Sometimes there might be a backstory that stems from the business side of the game. Marlon was months away from qualifying for a full pension. It is not unusual that the home stretch to vesting is littered with obstacles and detours. Especially when you aren’t an everyday star player.

So suddenly you’re home — or going to wedding in May, instead of getting on the plane to play the Padres. You didn’t see it coming. Or, more likely, you knew it was coming one day, just not today. But when a star like Gary Sheffield walks into the locker room, someone has to leave.

There was no front-page story on Marlon Anderson’s change in contract status (or, in his case, “designation for assignment,” a.k.a. back to the minors). There is no blown-up Internet splash page outlining his career. He’s been known as “The Iceman” coming off the bench. He could sit on the pine for days, then walk into the batter’s box against the game’s best closers and get a hit. He beat the unbeatable Padres closer Trevor Hoffman in one game in 2007 and helped get the Dodgers into the playoffs.

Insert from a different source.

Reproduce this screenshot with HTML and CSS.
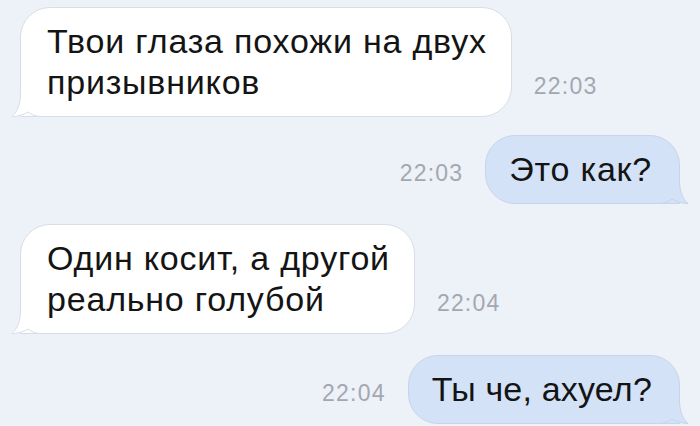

Most players in this game just fade away. There is no fanfare. You probably didn’t hit a game-winning home run in the World Series and announce your retirement at a press conference. One day you are employed, the next day you aren’t. Maybe the phone rings a week later offering you a Triple-A job, or a gig in Korea, but it is quite possible that you may never put on a major league uniform again. Wow.

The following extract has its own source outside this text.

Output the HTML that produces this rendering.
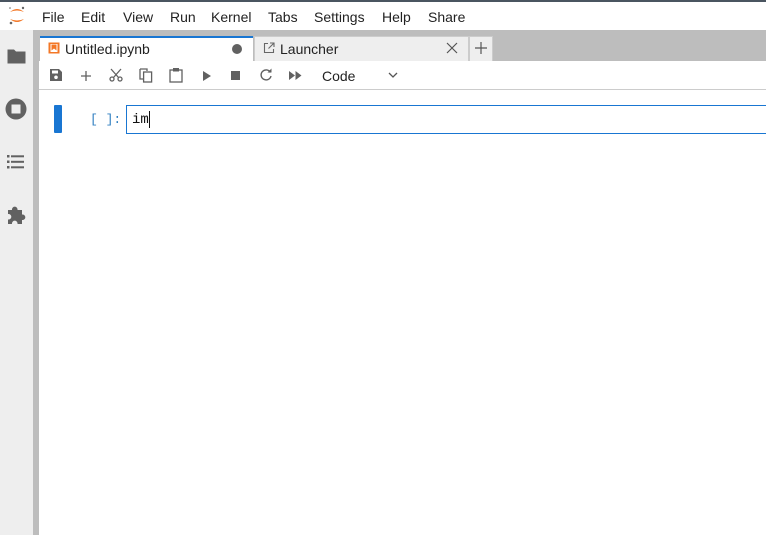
<!DOCTYPE html>
<html><head><style>
*{margin:0;padding:0;box-sizing:border-box}
body{width:766px;height:535px;overflow:hidden;background:#fff;font-family:"Liberation Sans",sans-serif;position:relative}
.a{position:absolute}
.menu span{position:absolute;top:9px;font-size:14px;color:#222}
.ic{fill:#616161}
</style></head><body>
<div class="a" style="left:0;top:0;width:766px;height:2px;background:#4a5560"></div>
<svg class="a" style="left:6px;top:4px" width="22" height="22" viewBox="0 0 22 22">
<path d="M4 8 Q11 2 18 8 Q11 5 4 8Z" fill="#f37726"/><path d="M4 15 Q11 21 18 15 Q11 18 4 15Z" fill="#f37726"/>
<circle cx="17" cy="4" r="1.2" fill="#666"/><circle cx="5" cy="19" r="1.3" fill="#666"/><circle cx="4" cy="4" r=".8" fill="#666"/></svg>
<div class="menu">
<span style="left:42px">File</span><span style="left:81px">Edit</span><span style="left:123px">View</span><span style="left:170px">Run</span><span style="left:211px">Kernel</span><span style="left:268px">Tabs</span><span style="left:314px">Settings</span><span style="left:382px">Help</span><span style="left:428px">Share</span>
</div>
<div class="a" style="left:0;top:30px;width:33px;height:505px;background:#eee"></div>
<div class="a" style="left:33px;top:30px;width:733px;height:31px;background:#bdbdbd"></div>
<div class="a" style="left:33px;top:30px;width:6px;height:505px;background:#bdbdbd"></div>
<svg class="a" style="left:7px;top:48px" width="19" height="16"><path class="ic" d="M0.5 1.5h6.5l2 2h9.5v12H0.5z"/></svg>
<svg class="a" style="left:5px;top:98px" width="22" height="22"><circle cx="11" cy="11" r="10.5" fill="#616161"/><rect x="6.5" y="6.5" width="9" height="9" fill="#eee"/></svg>
<svg class="a" style="left:7px;top:154px" width="18" height="16"><g fill="#616161"><rect x="0" y="1" width="2.5" height="2.5"/><rect x="4" y="1.3" width="13" height="2"/><rect x="0" y="6.5" width="2.5" height="2.5"/><rect x="4" y="6.8" width="13" height="2"/><rect x="0" y="12" width="2.5" height="2.5"/><rect x="4" y="12.3" width="13" height="2"/></g></svg>
<svg class="a" style="left:6px;top:205px" width="20" height="20"><path class="ic" d="M2 5h4a2.8 2.8 0 1 1 5.5 0h4.5v4.5a2.8 2.8 0 1 1 0 5.5v4h-4.5a2.8 2.8 0 1 0-5.5 0H2v-4.5a2.8 2.8 0 1 0 0-5.5z"/></svg>
<div class="a" style="left:40px;top:36px;width:213px;height:26px;background:#fff;border-top:2px solid #1976d2"></div>
<svg class="a" style="left:48px;top:42px" width="12" height="12"><rect x=".5" y=".5" width="11" height="11" fill="#f37726"/><rect x="2.5" y="2" width="7" height="8" fill="#fff"/><path d="M3.5 2.5h5v6l-2.5-2-2.5 2z" fill="#f37726"/></svg>
<div class="a" style="left:65px;top:41px;font-size:14px;color:#222">Untitled.ipynb</div>
<div class="a" style="left:232px;top:44px;width:10px;height:10px;border-radius:50%;background:#616161"></div>
<div class="a" style="left:254px;top:36px;width:215px;height:25px;background:#eee;border:1px solid #ccc;border-bottom:none"></div>
<svg class="a" style="left:263px;top:42px" width="12" height="12"><path d="M5 1.5H1.5v9h9V7M7 1h4v4M11 1 5.5 6.5" fill="none" stroke="#666" stroke-width="1.1"/></svg>
<div class="a" style="left:280px;top:41px;font-size:14px;color:#222">Launcher</div>
<svg class="a" style="left:446px;top:42px" width="12" height="12"><path d="M1 1l10 10M11 1 1 11" stroke="#555" stroke-width="1.2"/></svg>
<div class="a" style="left:469px;top:36px;width:24px;height:25px;background:#eee;border:1px solid #ccc;border-bottom:none"></div>
<svg class="a" style="left:475px;top:42px" width="12" height="12"><path d="M6 0v12M0 6h12" stroke="#555" stroke-width="1.2"/></svg>
<div class="a" style="left:39px;top:89px;width:727px;height:1px;background:#ccc"></div>
<svg class="a" style="left:50px;top:69px" width="12" height="12"><path class="ic" d="M0 0h9l3 3v9H0z"/><rect x="2" y="1.5" width="6" height="3" fill="#fff"/><circle cx="6" cy="8.3" r="1.8" fill="#fff"/></svg>
<svg class="a" style="left:80px;top:70px" width="12" height="12"><path d="M6 1v10M1 6h10" stroke="#616161" stroke-width="1.3"/></svg>
<svg class="a" style="left:109px;top:68px" width="14" height="14"><circle cx="3" cy="11" r="2" fill="none" stroke="#616161" stroke-width="1.3"/><circle cx="11" cy="11" r="2" fill="none" stroke="#616161" stroke-width="1.3"/><path d="M4.5 9.5 12 1M9.5 9.5 2 1" stroke="#616161" stroke-width="1.3"/></svg>
<svg class="a" style="left:139px;top:68px" width="14" height="15"><path d="M1 1h7v2M1 1v10h3" fill="none" stroke="#616161" stroke-width="1.3"/><rect x="4.6" y="4" width="8" height="10" fill="none" stroke="#616161" stroke-width="1.3"/></svg>
<svg class="a" style="left:169px;top:67px" width="14" height="16"><rect x="1" y="3" width="12" height="12" fill="none" stroke="#616161" stroke-width="1.3"/><rect x="4" y="1" width="6" height="3.5" fill="#616161"/></svg>
<svg class="a" style="left:202px;top:70px" width="10" height="12"><path d="M1 1l8 5-8 5z" fill="#616161"/></svg>
<div class="a" style="left:231px;top:71px;width:9px;height:9px;background:#616161"></div>
<svg class="a" style="left:259px;top:68px" width="14" height="14"><path d="M11.5 4.5A5 5 0 1 0 12 8" fill="none" stroke="#616161" stroke-width="1.4"/><path d="M8.5 4.5h4v-4z" fill="#616161"/></svg>
<svg class="a" style="left:289px;top:70px" width="14" height="11"><path d="M0 1l6 4.5-6 4.5zM6.5 1l6 4.5-6 4.5z" fill="#616161"/></svg>
<div class="a" style="left:322px;top:68px;font-size:14px;color:#222">Code</div>
<svg class="a" style="left:388px;top:72px" width="10" height="7"><path d="M1 1l4 4 4-4" fill="none" stroke="#555" stroke-width="1.3"/></svg>
<div class="a" style="left:54px;top:105px;width:8px;height:28px;background:#1976d2;border-radius:1px"></div>
<div class="a" style="left:90px;top:112px;font-family:'Liberation Mono',monospace;font-size:13px;color:#307fc1">[ ]:</div>
<div class="a" style="left:126px;top:105px;width:645px;height:29px;border:1px solid #1976d2;background:#fff"></div>
<div class="a" style="left:132px;top:112px;font-family:'Liberation Mono',monospace;font-size:14px;color:#111">im</div>
<div class="a" style="left:149px;top:111px;width:1px;height:17px;background:#111"></div>
</body></html>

Then you join the “Whatever Happened To” list that fans bring up at parties during the playoffs. Little do they know that you are asking yourself the same question. It was the fastest change you ever experienced in the game. The Phillies’ Jimmy Rollins said it well: “While you are playing, you are young, when you stop, you are old.”

By the time I meet Marlon for lunch this week, he may have signed a contract with a new team. I would say, even, that it is likely, given that he has become one of the game’s premier pinch hitters over the last few years. But that is his gift and his curse. Teams want him for a boost into the playoffs, but they also label him as a guy who can’t help in other areas of the game.

I am hopeful that he will have to cancel lunch.

For now, he has to wait. The phone will ring. He will have to weigh what may be an offer he can’t refuse if he wants to stay in rhythm. Maybe it’s back to the minors for the first time in almost a decade. Or maybe there’s only a dial tone, signaling the forced retirement that dawns upon unsuspecting major leaguers in denial. When your dream of “making it” in the big leagues became a reality, you enter this dreamland in full uniform, but when the alarm goes off, you wake up in street clothes.

Sheffield will probably play long enough to pass a few more names on that all-time home run list, and he’ll be recognized for everyone he leapfrogs — as he should be. But I would venture to say that during the time it takes for him to pass each legend, 10 more players are unknowingly heading home for good — or, maybe, to a wedding.

RedEye
04-27-2009, 12:46 PM
I like Glanville's column, too. Actually makes me a bit jealous that a guy who played professional baseball is also such a talented writer.

Hap
04-27-2009, 04:52 PM
Couldn't the Reds use a veteran LHPH whom could fill in at 2B and LF?

redsmetz
04-27-2009, 08:21 PM
Couldn't the Reds use a veteran LHPH whom could fill in at 2B and LF?

He's even played a little first base. Who is our back up at 1st?

Hap
04-28-2009, 05:13 PM
Who is our back up at 1st?

If can't remember if it's Rich Aurilia or Jeff Conine or Javy Valentin this year.

Big Klu
04-28-2009, 06:33 PM
Who is our back up at 1st?

I would guess that Ramon Hernandez is the backup 1B.